Life in this world is filled with tears. And if this life was all there was, then this would be terribly tragic indeed. But the Christian believes there is much more than this life, and that one day all tears will be wiped away. But in the meantime, the suffering, heartbreak and hardship seems relentless.

Tragedies and horrible events seem to be a constant in this world. They can occur on a massive scale or on a small scale. Entire people groups can go through horrific suffering, or it can be on a very lonely and personal level. As an indication of great corporate suffering, let me highlight just two recent articles about one suffering people.

Both spoke of the horrible suffering the Ukrainians had to endure under godless Communism, especially in the 1930s, as well as under the Nazis in the 40s. Such largescale suffering and misery is simply hard to comprehend. As to Stalin’s devilry, we had famine created by the Communists as an instrument of genocide.

Let me offer just one quote from one article – a book review actually – discussing what went on then:

In 1933 my aunt Lenina Bibikova was eight years old. She lived in Kharkov, Ukraine. Every morning a polished black Packard automobile would draw up to the door of the handsome pre-revolutionary mansion her family shared with other senior Party cadres to take her father to his job as Party boss at the Kharkov Tractor Factory. When he returned in the evening her father would be carrying bulging packets of sausages and meat from the factory canteen. Lenina did not remember wanting for anything.
Yet in reality Kharkov, like all Ukraine’s cities in that terrible year, was an island of plenty in a sea of starvation. All over Ukraine millions of peasants were dying of hunger in a massive, man-made famine deliberately unleashed by the Soviet state. As Anne Applebaum chronicles in her wrenching, vivid and brilliant account of the Holodomor — literally, the ‘hunger-death’ — famine had become the main weapon of a war unleashed by Stalin on both the reactionary peasant class and on Ukrainian national identity itself.
During the famine years those peasants who managed to crawl to Ukraine’s cities, bellies bloated from hunger, were rounded up by special trucks that patrolled at night on secret orders from the municipal authorities to pick up the living and the dead. By morning there was no trace, for those who chose not to see, of the horror which was unfolding all around.

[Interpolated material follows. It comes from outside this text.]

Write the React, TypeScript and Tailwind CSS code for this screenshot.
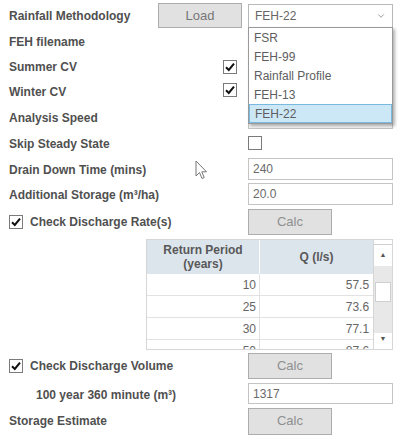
import { ChevronDown } from "lucide-react"

const labelCls = "text-[12px] font-bold text-[#505050] whitespace-nowrap"

function Check({ checked }: { checked?: boolean }) {
  return (
    <div className="w-[14px] h-[14px] border border-[#7a7a7a] bg-white flex items-center justify-center shrink-0">
      {checked && (
        <svg width="12" height="12" viewBox="0 0 12 12">
          <path d="M2 6.2 L4.8 9 L10 2.6" fill="none" stroke="#111" strokeWidth="2" />
        </svg>
      )}
    </div>
  )
}

function Btn({ label, w = "w-[84px]", h = "h-[26px]", tone = "text-[#8f8f8f]" }: { label: string; w?: string; h?: string; tone?: string }) {
  return (
    <div className={`${w} ${h} bg-[#e1e1e1] border border-[#adadad] flex items-center justify-center text-[13px] ${tone}`}>
      {label}
    </div>
  )
}

function Input({ value, h = "h-[22px]" }: { value: string; h?: string }) {
  return (
    <div className={`w-[145px] ${h} border border-[#c4c4c4] bg-white flex items-center pl-[4px] text-[12px] text-[#6a6a6a]`}>
      {value}
    </div>
  )
}

const rows = [
  ["10", "57.5"],
  ["25", "73.6"],
  ["30", "77.1"],
  ["50", "87.6"],
]

export default function App() {
  return (
    <div className="relative w-[399px] h-[446px] bg-white font-['Liberation_Sans',Arial,sans-serif] overflow-hidden">
      <div className="flex flex-col pt-[3px]">
        {/* rainfall methodology */}
        <div className="flex items-center h-[25px]">
          <div className="flex items-center w-[248px] pl-[9px]">
            <span className={labelCls}>Rainfall Methodology</span>
            <div className="ml-auto mr-[6px]">
              <Btn label="Load" h="h-[25px]" tone="text-[#777]" />
            </div>
          </div>
          <div className="w-[145px] h-[24px] border border-[#b8b8b8] bg-white flex items-center pl-[6px] pr-[6px] text-[12px] text-[#666]">
            <span>FEH-22</span>
            <ChevronDown className="ml-auto text-[#888]" size={10} strokeWidth={2} />
          </div>
        </div>

        <div className="flex items-center h-[26px]">
          <div className="w-[248px] pl-[9px]">
            <span className={labelCls}>FEH filename</span>
          </div>
        </div>

        <div className="flex items-center h-[25px]">
          <div className="flex items-center w-[248px] pl-[9px]">
            <span className={labelCls}>Summer CV</span>
            <div className="ml-auto mr-[11px]">
              <Check checked />
            </div>
          </div>
        </div>

        <div className="flex items-center h-[25px]">
          <div className="flex items-center w-[248px] pl-[9px]">
            <span className={labelCls}>Winter CV</span>
            <div className="ml-auto mr-[11px] -mt-[3px]">
              <Check checked />
            </div>
          </div>
        </div>

        <div className="flex items-center h-[26px]">
          <div className="w-[248px] pl-[9px]">
            <span className={labelCls}>Analysis Speed</span>
          </div>
          <div className="w-[145px] h-[24px] border border-[#c4c4c4] bg-[#f4f4f4]" />
        </div>

        <div className="flex items-center h-[26px]">
          <div className="w-[248px] pl-[9px]">
            <span className={labelCls}>Skip Steady State</span>
          </div>
          <Check />
        </div>

        <div className="flex items-center h-[25px]">
          <div className="w-[248px] pl-[9px]">
            <span className={labelCls}>Drain Down Time (mins)</span>
          </div>
          <Input value="240" />
        </div>

        <div className="flex items-center h-[26px]">
          <div className="w-[248px] pl-[9px]">
            <span className={labelCls}>Additional Storage (m³/ha)</span>
          </div>
          <Input value="20.0" />
        </div>

        <div className="flex items-center h-[30px]">
          <div className="flex items-center gap-[7px] w-[248px] pl-[9px]">
            <Check checked />
            <span className={labelCls}>Check Discharge Rate(s)</span>
          </div>
          <Btn label="Calc" />
        </div>

        {/* return period table */}
        <div className="ml-[146px] mt-[2px] w-[247px] h-[111px] flex border border-[#d6d6d6] overflow-hidden">
          <div className="w-[227px] flex flex-col">
            <div className="flex h-[34px] shrink-0 bg-[#dde5ec]">
              <div className="w-[113px] flex items-center justify-center text-center leading-[14px] text-[12px] font-bold text-[#585858] border-r border-white">
                Return Period
                <br />
                (years)
              </div>
              <div className="flex-1 flex items-center justify-center text-[12px] font-bold text-[#585858]">Q (l/s)</div>
            </div>
            {rows.map(([p, q]) => (
              <div key={p} className="flex h-[22px] shrink-0 border-b border-[#e2e2e2] text-[12px] text-[#666]">
                <div className="w-[113px] flex items-center justify-end pr-[3px] border-r border-[#e2e2e2]">{p}</div>
                <div className="flex-1 flex items-center justify-end pr-[4px]">{q}</div>
              </div>
            ))}
          </div>
          <div className="w-[19px] flex flex-col border-l border-[#d6d6d6] bg-white">
            <div className="h-[5px] border-b border-[#cfcfcf]" />
            <div className="h-[21px] flex items-center justify-center text-[7px] text-[#555]">▲</div>
            <div className="flex-1 flex flex-col bg-[#e8e8e8]">
              <div className="h-[16px]" />
              <div className="h-[20px] mx-[1px] bg-white border border-[#cfcfcf]" />
            </div>
            <div className="h-[16px] flex items-start justify-center text-[7px] text-[#555] pt-[1px]">▼</div>
          </div>
        </div>

        <div className="flex items-center h-[28px] mt-[2px]">
          <div className="flex items-center gap-[7px] w-[248px] pl-[9px]">
            <Check checked />
            <span className={labelCls}>Check Discharge Volume</span>
          </div>
          <Btn label="Calc" />
        </div>

        <div className="flex items-center h-[27px]">
          <div className="w-[248px] pl-[36px]">
            <span className={labelCls}>100 year 360 minute (m³)</span>
          </div>
          <Input value="1317" h="h-[21px]" />
        </div>

        <div className="flex items-center h-[28px]">
          <div className="w-[248px] pl-[9px] -mt-[3px]">
            <span className={labelCls}>Storage Estimate</span>
          </div>
          <Btn label="Calc" h="h-[27px]" />
        </div>
      </div>

      {/* open dropdown list */}
      <div className="absolute left-[248px] top-[27px] w-[145px] h-[97px] bg-white border border-[#9a9a9a] shadow-[2px_2px_3px_rgba(0,0,0,0.3)] flex flex-col pt-[1px] text-[12px] text-[#5e5e5e]">
        {["FSR", "FEH-99", "Rainfall Profile", "FEH-13"].map((o) => (
          <div key={o} className="h-[19px] flex items-center pl-[5px]">
            {o}
          </div>
        ))}
        <div className="h-[19px] flex items-center pl-[5px] bg-[#cce7f6] border border-[#78b9df]">FEH-22</div>
      </div>

      {/* mouse pointer */}
      <svg className="absolute left-[195px] top-[160px]" width="13" height="20" viewBox="0 0 13 20">
        <path d="M1 1 L1 16 L4.5 12.5 L7 18.5 L9.2 17.5 L6.8 11.8 L11.5 11.8 Z" fill="white" stroke="#777" strokeWidth="1" strokeLinejoin="round" />
      </svg>
    </div>
  )
}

Deliverance was certainly not forthcoming at the hands of the Nazis. The horror continued. One news report from last year describes the wretched reality Jews especially faced back then:

Seventy years on from the end of the Second World War the full, shocking scale of the Nazi-inspired Holocaust in Ukraine is finally being revealed – thanks to pioneering work by a French Catholic priest to research the truth of the industrial-scale killing.
Around 2,000 mass graves of Jewish victims have been located where men, women and children were shot and buried by the Germans and their collaborators. But there may be up to 6,000 more sites to uncover, with victims of this ‘Holocaust of bullets’ – so called because unlike in Poland and Germany where gas chambers were used as the means of slaughter – here most were summarily shot and buried nearby.
In many cases, the Jews were ordered to dig pits and then to strip naked before they were mown down by their murderers. Some were buried in the unmarked plots while still alive.
Blood oozed through the soil at sites of these graves, according to accounts assiduously collected by French Catholic priest, Father Patrick Desbois, who began his search by seeking to trace his grandfather’s experience as a prisoner of war held in a concentration camp by the Nazis in Ukraine during the Second World War.
He uncovered accounts of how Jews were killed by the Nazis ‘for fun’, or ‘out of anger, boredom, drunkenness’, or ‘to rape the girls’. Yet the Soviet Union, for its own motives, obscured the full scale of the Holocaust on its own territory.
Leading historian Mikhail Tyaglyy told MailOnline the number of Jewish victims in Ukraine is between 1.4million and 1.6million, significantly higher than the oft-quoted figure of around one million.
The priest’s search took him to four sites around Rava Ruska, close to the Ukrainian border with Poland, where 15,000 Jews were slain, and also the site of a Nazi camp where his grandfather Claudius Desbois had been held as a prisoner of war.
Gradually, elderly locals who had kept quiet all their lives – mainly under Soviet rule – opened up to him, as hundreds more did in many other villages and towns in Ukraine.
One account from Rava Ruska was of a Nazi officer who spotted a young Jewish woman running out of the ghetto to buy butter at the market. He ordered her to be stripped naked, and demanded the trader smear her with the butter after which he decreed her beaten to death with sticks.
In another case he recounted how ‘an unspeakably cruel German soldier grabbed a Jewish woman’s child from her’. He added: ‘He was barely two years old, and he took him and banged his head repeatedly against the wall… The child died in pools of blood in front of the parent’s eyes.’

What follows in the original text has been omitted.